Troika. Varias acepciones: carruaje tirado por tres caballos; triunvirato político; tribunal extrajudicial en tiempos de Stalin.

Válenki. Botas de invierno hechas de lana prensada. La nieve no las traspasa, y los soldados alemanes se las quitaban a los muertos soviéticos para sustituir sus botas de cuero, inútiles en el invierno ruso. En 2002 se inauguró en Moscú una escultura dedicada a este singular invento ruso.

Verstá. Medida de longitud equivalente a 1067 metros.
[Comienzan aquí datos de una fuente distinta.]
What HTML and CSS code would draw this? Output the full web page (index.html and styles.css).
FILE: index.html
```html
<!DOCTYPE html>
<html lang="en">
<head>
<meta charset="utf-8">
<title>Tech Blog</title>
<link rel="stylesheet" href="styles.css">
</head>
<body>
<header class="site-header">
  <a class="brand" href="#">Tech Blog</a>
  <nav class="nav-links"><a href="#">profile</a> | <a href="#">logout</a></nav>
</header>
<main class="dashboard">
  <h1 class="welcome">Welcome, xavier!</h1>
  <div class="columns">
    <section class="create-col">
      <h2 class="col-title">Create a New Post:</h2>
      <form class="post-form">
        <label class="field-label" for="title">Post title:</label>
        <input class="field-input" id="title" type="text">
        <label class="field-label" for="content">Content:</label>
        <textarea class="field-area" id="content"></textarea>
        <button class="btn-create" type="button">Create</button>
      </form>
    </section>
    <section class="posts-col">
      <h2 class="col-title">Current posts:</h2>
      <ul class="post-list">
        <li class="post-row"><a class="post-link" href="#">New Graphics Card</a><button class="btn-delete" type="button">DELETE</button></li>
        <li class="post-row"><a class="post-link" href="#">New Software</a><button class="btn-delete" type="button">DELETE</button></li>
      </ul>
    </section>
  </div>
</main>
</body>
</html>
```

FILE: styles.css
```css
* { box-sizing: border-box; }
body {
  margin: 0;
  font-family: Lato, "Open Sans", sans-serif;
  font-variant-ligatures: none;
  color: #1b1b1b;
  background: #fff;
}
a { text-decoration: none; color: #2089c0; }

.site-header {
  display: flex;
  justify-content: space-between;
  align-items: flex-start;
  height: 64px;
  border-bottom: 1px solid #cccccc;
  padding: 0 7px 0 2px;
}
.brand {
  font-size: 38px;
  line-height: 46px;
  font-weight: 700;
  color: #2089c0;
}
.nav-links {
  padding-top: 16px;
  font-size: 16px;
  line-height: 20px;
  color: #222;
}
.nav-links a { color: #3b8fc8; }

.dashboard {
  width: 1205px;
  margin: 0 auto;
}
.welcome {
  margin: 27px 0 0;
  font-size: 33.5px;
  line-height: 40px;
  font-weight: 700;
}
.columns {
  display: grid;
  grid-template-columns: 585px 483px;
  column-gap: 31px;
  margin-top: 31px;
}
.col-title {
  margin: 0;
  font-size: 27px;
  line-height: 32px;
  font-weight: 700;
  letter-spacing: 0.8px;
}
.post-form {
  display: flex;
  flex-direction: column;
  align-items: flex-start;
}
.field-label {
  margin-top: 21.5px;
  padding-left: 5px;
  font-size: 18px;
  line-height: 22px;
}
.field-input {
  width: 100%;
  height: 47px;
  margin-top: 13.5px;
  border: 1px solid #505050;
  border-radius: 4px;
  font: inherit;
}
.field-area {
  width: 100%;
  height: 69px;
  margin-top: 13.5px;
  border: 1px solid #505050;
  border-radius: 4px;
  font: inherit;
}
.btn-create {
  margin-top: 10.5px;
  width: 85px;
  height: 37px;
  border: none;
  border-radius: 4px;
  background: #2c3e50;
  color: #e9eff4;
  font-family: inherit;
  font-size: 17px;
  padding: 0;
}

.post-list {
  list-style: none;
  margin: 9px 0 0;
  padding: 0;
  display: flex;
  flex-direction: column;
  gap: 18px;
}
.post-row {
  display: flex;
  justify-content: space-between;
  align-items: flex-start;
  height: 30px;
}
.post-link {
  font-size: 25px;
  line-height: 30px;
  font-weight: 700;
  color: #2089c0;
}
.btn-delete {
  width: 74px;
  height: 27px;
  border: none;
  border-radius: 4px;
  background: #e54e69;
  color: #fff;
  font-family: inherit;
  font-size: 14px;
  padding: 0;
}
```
Volga. Automóvil más pequeño que el Chaika utilizado por los dirigentes menores como «coche de servicio». También se vendía a los particulares, en ese caso, nunca de color negro.
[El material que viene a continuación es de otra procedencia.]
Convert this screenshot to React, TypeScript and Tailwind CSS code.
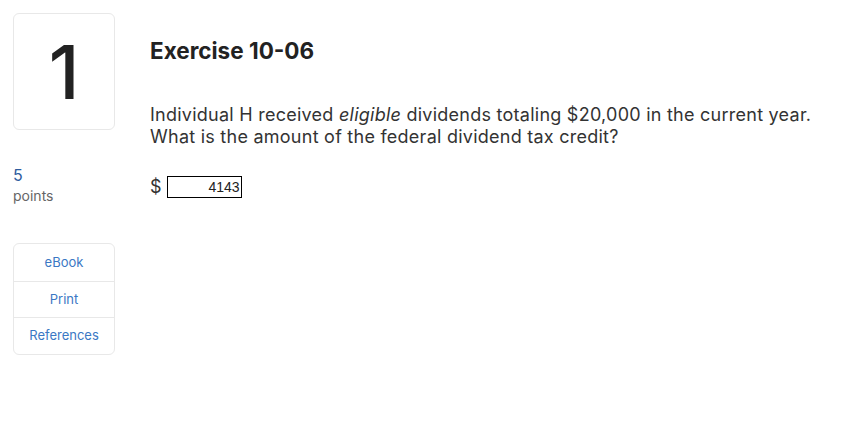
import React from "react";

export default function App() {
  return (
    <div className="w-[854px] h-[422px] bg-white flex font-['Inter',sans-serif]">
      <div className="w-[150px] shrink-0 pl-[13px] pt-[13px] flex flex-col">
        <div className="w-[102px] h-[117px] border border-[#e8e8e8] rounded-[6px] flex items-center justify-center">
          <span className="text-[74px] leading-none text-[#222] font-medium">1</span>
        </div>
        <div className="mt-[35px] text-[16px] leading-[20px] text-[#2d5c9e]">5</div>
        <div className="mt-[1px] text-[14px] leading-[20px] text-[#666]">points</div>
        <div className="mt-[37px] w-[102px] border border-[#e8e8e8] rounded-[6px] flex flex-col text-[13px] text-[#3b78c4]">
          <div className="h-[38px] flex items-center justify-center border-b border-[#e8e8e8]">eBook</div>
          <div className="h-[36px] flex items-center justify-center border-b border-[#e8e8e8]">Print</div>
          <div className="h-[36px] flex items-center justify-center">References</div>
        </div>
      </div>
      <div className="flex-1 pt-[36px] text-[#333]">
        <h1 className="text-[22.5px] leading-[30px] font-bold text-[#222]">Exercise 10-06</h1>
        <p className="mt-[38px] text-[18px] leading-[22px] tracking-[0.25px]">
          Individual H received <em>eligible</em> dividends totaling $20,000 in the current year.
          <br />
          What is the amount of the federal dividend tax credit?
        </p>
        <div className="mt-[25px] flex items-center text-[18px]">
          <span>$</span>
          <div className="ml-[5px] w-[75px] h-[22px] border border-black text-right pr-[1px] text-[14px] leading-[20px] font-['Liberation_Sans',sans-serif] text-[#222]">
            4143
          </div>
        </div>
      </div>
    </div>
  );
}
Vozhd. Jefe, líder, equivalente a führer, caudillo.

Yuródivie. Locos de Dios, tontos por el bien de Cristo. Se les tenía por adivinos y eran muy venerados incluso por los zares. Solían vagar por el campo predicando y haciendo profecías.

Zek. En argot penitenciario, recluso del gulag.

Pro memoria

1. Rusia se regía por el calendario juliano de la Iglesia ortodoxa, retrasado en trece días respecto al gregoriano universal. Lenin decidió cambiarlo en 1918: el jueves 1 de febrero pasó a ser jueves 14. Así, la Revolución bolchevique no tuvo lugar el 25 de octubre de 1917, sino el 7 de noviembre, fecha en la que siempre se celebró su aniversario.

2. Fundada por Pedro el Grande en 1703, San Petersburgo pasó a llamarse Petrogrado cuando estalló la Primera Guerra Mundial (1914) por la connotación alemana de su nombre; y Leningrado, tras la muerte de Lenin (1924). Recuperó su denominación original a la caída de la URSS (1991). En el texto se utilizan indistintamente –en su tiempo respectivo– los tres nombres de la ciudad.